From the strong scaling a parallel fraction of 99% can be estimated

5 Conclusions and Perspectives

The novel framework WABBIT with its main structures and concepts has been described. WABBIT uses a multiresolution algorithm to adapt the mesh to capture small localized structures. Within the framework different equation sets can be used.

We showed that the error due to the thresholding is controlled and scales nearly linear. In the Gaussian pulse test case we found that the maximum number of blocks is reached at the largest deformation of the pulse and after that the mesh is coarsen with several orders of magnitude. We observed that the fill-up was strongly reduced by using a symmetric interpolation stencil, which will be investigated in future work.

In the second test case we showed an application of the compressible Navier-Stokes equations. Here we saw a good resolution of small scale structures and observed the impact of discarding wavelet coefficient on the physics of the shear layer. In our simulations we observe a reasonable strong scaling. Scaling will be assessed in more detail when foreseen improvements are implemented.
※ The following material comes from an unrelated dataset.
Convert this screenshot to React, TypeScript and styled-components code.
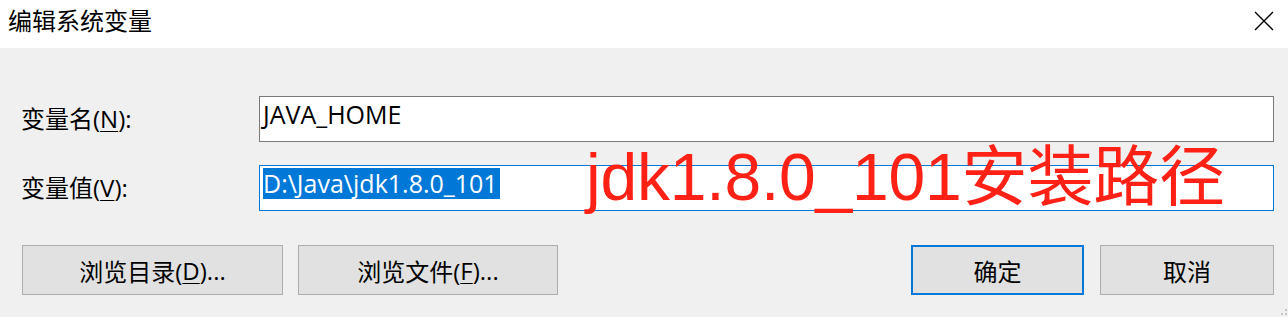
import styled, { createGlobalStyle } from "styled-components";

const GlobalStyle = createGlobalStyle`
  html, body {
    margin: 0;
    padding: 0;
    background: #f0f0f0;
  }
  body {
    font-family: "Open Sans", "Noto Sans CJK SC", sans-serif;
    color: #000;
  }
`;

const Dialog = styled.div`
  position: relative;
  width: 1288px;
  height: 317px;
  display: flex;
  flex-direction: column;
  background: #f0f0f0;
  overflow: hidden;
`;

const TitleBar = styled.div`
  height: 48px;
  box-sizing: border-box;
  padding: 0 14px 6px 8px;
  display: flex;
  align-items: center;
  justify-content: space-between;
  background: #ffffff;
`;

const Title = styled.span`
  font-size: 24px;
  line-height: 30px;
`;

const CloseButton = styled.div`
  width: 20px;
  height: 20px;
  display: flex;
`;

const Body = styled.div`
  flex: 1;
  display: flex;
  flex-direction: column;
  padding: 48px 14px 0 22px;
`;

const Fields = styled.div`
  display: grid;
  grid-template-columns: 237px 1fr;
  row-gap: 23px;
  align-items: center;
`;

const Label = styled.label`
  font-size: 24px;
  line-height: 30px;
  margin-left: -1px;

  u {
    text-decoration: underline;
    text-underline-offset: 3px;
    text-decoration-thickness: 1px;
  }
`;

const Field = styled.div<{ $focused?: boolean }>`
  height: 46px;
  box-sizing: border-box;
  border: 1px solid ${(p) => (p.$focused ? "#0078d7" : "#7a7a7a")};
  background: #ffffff;
  padding: 2px 3px;
  font-size: 25px;
  line-height: 31px;
  white-space: nowrap;
`;

const Selected = styled.span`
  display: inline-block;
  background: #0078d7;
  color: #ffffff;
  padding-right: 2px;
`;

const ButtonRow = styled.div`
  display: flex;
  margin-top: 34px;
`;

const Group = styled.div<{ $gap: number }>`
  display: flex;
  gap: ${(p) => p.$gap}px;
`;

const Spacer = styled.div`
  flex: 1;
`;

const Button = styled.button<{ $width: number; $default?: boolean }>`
  width: ${(p) => p.$width}px;
  height: 50px;
  box-sizing: border-box;
  border: ${(p) => (p.$default ? "2px solid #0078d7" : "1px solid #adadad")};
  background: #e1e1e1;
  font-family: "Open Sans", "Noto Sans CJK SC", sans-serif;
  font-size: 24px;
  color: #000;
  padding: 0;
  display: flex;
  align-items: center;
  justify-content: center;

  u {
    text-underline-offset: 3px;
    text-decoration-thickness: 1px;
  }
`;

const Note = styled.div`
  position: absolute;
  left: 586px;
  top: 144px;
  font-family: "Liberation Sans", "Noto Sans CJK SC", sans-serif;
  font-size: 66px;
  line-height: 66px;
  letter-spacing: -0.2px;
  color: #ff2016;
  white-space: nowrap;
  pointer-events: none;
`;

const Grip = styled.svg`
  position: absolute;
  right: 0;
  bottom: 0;
`;

const App = () => {
  return (
    <>
      <GlobalStyle />
      <Dialog>
        <TitleBar>
          <Title>编辑系统变量</Title>
          <CloseButton>
            <svg width="20" height="20" viewBox="0 0 20 20">
              <path d="M1 1 L19 19 M19 1 L1 19" stroke="#000" strokeWidth="1.4" fill="none" />
            </svg>
          </CloseButton>
        </TitleBar>
        <Body>
          <Fields>
            <Label>
              变量名(<u>N</u>):
            </Label>
            <Field>JAVA_HOME</Field>
            <Label>
              变量值(<u>V</u>):
            </Label>
            <Field $focused>
              <Selected>D:\Java\jdk1.8.0_101</Selected>
            </Field>
          </Fields>
          <ButtonRow>
            <Group $gap={15}>
              <Button $width={261}>
                浏览目录(<u>D</u>)...
              </Button>
              <Button $width={260}>
                浏览文件(<u>F</u>)...
              </Button>
            </Group>
            <Spacer />
            <Group $gap={16}>
              <Button $width={173} $default>
                确定
              </Button>
              <Button $width={174}>取消</Button>
            </Group>
          </ButtonRow>
        </Body>
        <Note>jdk1.8.0_101安装路径</Note>
        <Grip width="10" height="8" viewBox="0 0 10 8">
          <rect x="7" y="0" width="2" height="2" fill="#c4c4c4" />
          <rect x="3" y="4" width="2" height="2" fill="#c4c4c4" />
          <rect x="7" y="4" width="2" height="2" fill="#c4c4c4" />
        </Grip>
      </Dialog>
    </>
  );
};

export default App;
In the near future we will extend the physical situation by using reactive Navier-Stokes equations to simulate turbulent flames. Validation for 3D problems and further improvement of the performance is currently worked on. For this an additional parallelization with openMP is in preparation, which should reduce the communication effort further in typical cluster architecture. Further a generic boundary handling within the frame work and an interface to connect other MPI programs is under way.